What you are asked to do:
Print the listing in its entirety and exactly, leaving out images.

Given information:

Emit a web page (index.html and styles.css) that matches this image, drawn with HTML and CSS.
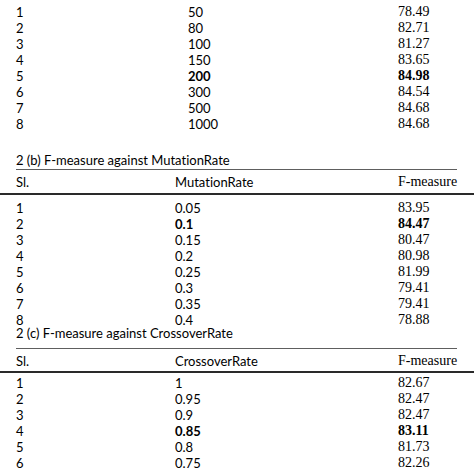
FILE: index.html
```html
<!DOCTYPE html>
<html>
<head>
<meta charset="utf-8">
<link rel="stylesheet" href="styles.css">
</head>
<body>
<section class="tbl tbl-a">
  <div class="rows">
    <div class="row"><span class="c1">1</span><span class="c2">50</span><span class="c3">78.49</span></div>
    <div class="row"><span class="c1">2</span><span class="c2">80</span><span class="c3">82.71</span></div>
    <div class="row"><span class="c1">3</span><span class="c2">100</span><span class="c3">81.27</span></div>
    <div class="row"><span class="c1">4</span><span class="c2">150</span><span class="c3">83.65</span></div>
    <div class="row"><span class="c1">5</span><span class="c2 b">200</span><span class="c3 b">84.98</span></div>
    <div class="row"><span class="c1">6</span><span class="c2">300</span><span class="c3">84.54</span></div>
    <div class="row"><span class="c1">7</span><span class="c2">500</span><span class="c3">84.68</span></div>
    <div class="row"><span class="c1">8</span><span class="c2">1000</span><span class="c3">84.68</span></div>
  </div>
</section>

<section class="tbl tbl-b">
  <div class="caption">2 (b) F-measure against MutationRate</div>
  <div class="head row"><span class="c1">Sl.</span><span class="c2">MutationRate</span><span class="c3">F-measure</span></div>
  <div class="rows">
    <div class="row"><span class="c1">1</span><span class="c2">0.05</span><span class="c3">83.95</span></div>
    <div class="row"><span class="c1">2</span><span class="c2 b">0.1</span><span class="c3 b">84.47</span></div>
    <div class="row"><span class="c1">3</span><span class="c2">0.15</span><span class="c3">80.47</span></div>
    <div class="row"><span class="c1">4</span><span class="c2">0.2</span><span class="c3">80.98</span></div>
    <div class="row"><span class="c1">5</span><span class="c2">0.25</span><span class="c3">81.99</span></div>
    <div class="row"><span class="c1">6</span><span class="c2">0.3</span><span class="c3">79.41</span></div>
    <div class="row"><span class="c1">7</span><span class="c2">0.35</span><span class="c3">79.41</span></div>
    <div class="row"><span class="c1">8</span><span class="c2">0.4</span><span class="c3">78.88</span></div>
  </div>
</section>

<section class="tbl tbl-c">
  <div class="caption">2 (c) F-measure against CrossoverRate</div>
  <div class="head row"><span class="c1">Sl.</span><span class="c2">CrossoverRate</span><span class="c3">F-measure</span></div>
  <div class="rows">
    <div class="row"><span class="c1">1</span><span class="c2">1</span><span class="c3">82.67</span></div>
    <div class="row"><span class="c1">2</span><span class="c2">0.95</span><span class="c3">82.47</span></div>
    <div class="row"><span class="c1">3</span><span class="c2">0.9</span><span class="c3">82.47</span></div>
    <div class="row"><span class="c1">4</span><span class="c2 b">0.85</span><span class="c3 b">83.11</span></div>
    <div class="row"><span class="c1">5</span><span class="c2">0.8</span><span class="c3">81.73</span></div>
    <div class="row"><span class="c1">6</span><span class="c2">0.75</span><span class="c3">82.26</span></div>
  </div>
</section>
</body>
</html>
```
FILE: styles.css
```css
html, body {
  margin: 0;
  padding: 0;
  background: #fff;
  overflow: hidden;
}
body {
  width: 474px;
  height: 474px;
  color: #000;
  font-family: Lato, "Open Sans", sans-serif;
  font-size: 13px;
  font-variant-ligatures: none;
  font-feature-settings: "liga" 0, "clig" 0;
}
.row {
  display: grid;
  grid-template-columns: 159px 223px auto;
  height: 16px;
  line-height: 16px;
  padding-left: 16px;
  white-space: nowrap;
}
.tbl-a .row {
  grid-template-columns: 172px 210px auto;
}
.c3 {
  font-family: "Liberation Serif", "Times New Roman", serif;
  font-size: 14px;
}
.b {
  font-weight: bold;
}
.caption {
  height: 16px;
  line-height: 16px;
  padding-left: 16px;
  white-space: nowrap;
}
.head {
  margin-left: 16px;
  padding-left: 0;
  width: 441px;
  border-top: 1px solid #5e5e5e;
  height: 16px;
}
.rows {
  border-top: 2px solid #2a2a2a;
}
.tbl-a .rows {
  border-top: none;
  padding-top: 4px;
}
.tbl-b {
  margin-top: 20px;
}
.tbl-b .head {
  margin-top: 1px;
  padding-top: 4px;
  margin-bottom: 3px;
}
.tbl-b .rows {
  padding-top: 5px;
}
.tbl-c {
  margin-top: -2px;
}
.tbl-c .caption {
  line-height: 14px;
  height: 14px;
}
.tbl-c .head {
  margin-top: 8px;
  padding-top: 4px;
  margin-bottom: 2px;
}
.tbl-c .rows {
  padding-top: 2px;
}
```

Exercise answer:
Emit a web page (index.html and styles.css) that matches this image, drawn with HTML and CSS.
FILE: index.html
```html
<!DOCTYPE html>
<html>
<head>
<meta charset="utf-8">
<link rel="stylesheet" href="styles.css">
</head>
<body>
<section class="tbl tbl-a">
  <div class="rows">
    <div class="row"><span class="c1">1</span><span class="c2">50</span><span class="c3">78.49</span></div>
    <div class="row"><span class="c1">2</span><span class="c2">80</span><span class="c3">82.71</span></div>
    <div class="row"><span class="c1">3</span><span class="c2">100</span><span class="c3">81.27</span></div>
    <div class="row"><span class="c1">4</span><span class="c2">150</span><span class="c3">83.65</span></div>
    <div class="row"><span class="c1">5</span><span class="c2 b">200</span><span class="c3 b">84.98</span></div>
    <div class="row"><span class="c1">6</span><span class="c2">300</span><span class="c3">84.54</span></div>
    <div class="row"><span class="c1">7</span><span class="c2">500</span><span class="c3">84.68</span></div>
    <div class="row"><span class="c1">8</span><span class="c2">1000</span><span class="c3">84.68</span></div>
  </div>
</section>

<section class="tbl tbl-b">
  <div class="caption">2 (b) F-measure against MutationRate</div>
  <div class="head row"><span class="c1">Sl.</span><span class="c2">MutationRate</span><span class="c3">F-measure</span></div>
  <div class="rows">
    <div class="row"><span class="c1">1</span><span class="c2">0.05</span><span class="c3">83.95</span></div>
    <div class="row"><span class="c1">2</span><span class="c2 b">0.1</span><span class="c3 b">84.47</span></div>
    <div class="row"><span class="c1">3</span><span class="c2">0.15</span><span class="c3">80.47</span></div>
    <div class="row"><span class="c1">4</span><span class="c2">0.2</span><span class="c3">80.98</span></div>
    <div class="row"><span class="c1">5</span><span class="c2">0.25</span><span class="c3">81.99</span></div>
    <div class="row"><span class="c1">6</span><span class="c2">0.3</span><span class="c3">79.41</span></div>
    <div class="row"><span class="c1">7</span><span class="c2">0.35</span><span class="c3">79.41</span></div>
    <div class="row"><span class="c1">8</span><span class="c2">0.4</span><span class="c3">78.88</span></div>
  </div>
</section>

<section class="tbl tbl-c">
  <div class="caption">2 (c) F-measure against CrossoverRate</div>
  <div class="head row"><span class="c1">Sl.</span><span class="c2">CrossoverRate</span><span class="c3">F-measure</span></div>
  <div class="rows">
    <div class="row"><span class="c1">1</span><span class="c2">1</span><span class="c3">82.67</span></div>
    <div class="row"><span class="c1">2</span><span class="c2">0.95</span><span class="c3">82.47</span></div>
    <div class="row"><span class="c1">3</span><span class="c2">0.9</span><span class="c3">82.47</span></div>
    <div class="row"><span class="c1">4</span><span class="c2 b">0.85</span><span class="c3 b">83.11</span></div>
    <div class="row"><span class="c1">5</span><span class="c2">0.8</span><span class="c3">81.73</span></div>
    <div class="row"><span class="c1">6</span><span class="c2">0.75</span><span class="c3">82.26</span></div>
  </div>
</section>
</body>
</html>
```
FILE: styles.css
```css
html, body {
  margin: 0;
  padding: 0;
  background: #fff;
  overflow: hidden;
}
body {
  width: 474px;
  height: 474px;
  color: #000;
  font-family: Lato, "Open Sans", sans-serif;
  font-size: 13px;
  font-variant-ligatures: none;
  font-feature-settings: "liga" 0, "clig" 0;
}
.row {
  display: grid;
  grid-template-columns: 159px 223px auto;
  height: 16px;
  line-height: 16px;
  padding-left: 16px;
  white-space: nowrap;
}
.tbl-a .row {
  grid-template-columns: 172px 210px auto;
}
.c3 {
  font-family: "Liberation Serif", "Times New Roman", serif;
  font-size: 14px;
}
.b {
  font-weight: bold;
}
.caption {
  height: 16px;
  line-height: 16px;
  padding-left: 16px;
  white-space: nowrap;
}
.head {
  margin-left: 16px;
  padding-left: 0;
  width: 441px;
  border-top: 1px solid #5e5e5e;
  height: 16px;
}
.rows {
  border-top: 2px solid #2a2a2a;
}
.tbl-a .rows {
  border-top: none;
  padding-top: 4px;
}
.tbl-b {
  margin-top: 20px;
}
.tbl-b .head {
  margin-top: 1px;
  padding-top: 4px;
  margin-bottom: 3px;
}
.tbl-b .rows {
  padding-top: 5px;
}
.tbl-c {
  margin-top: -2px;
}
.tbl-c .caption {
  line-height: 14px;
  height: 14px;
}
.tbl-c .head {
  margin-top: 8px;
  padding-top: 4px;
  margin-bottom: 2px;
}
.tbl-c .rows {
  padding-top: 2px;
}
```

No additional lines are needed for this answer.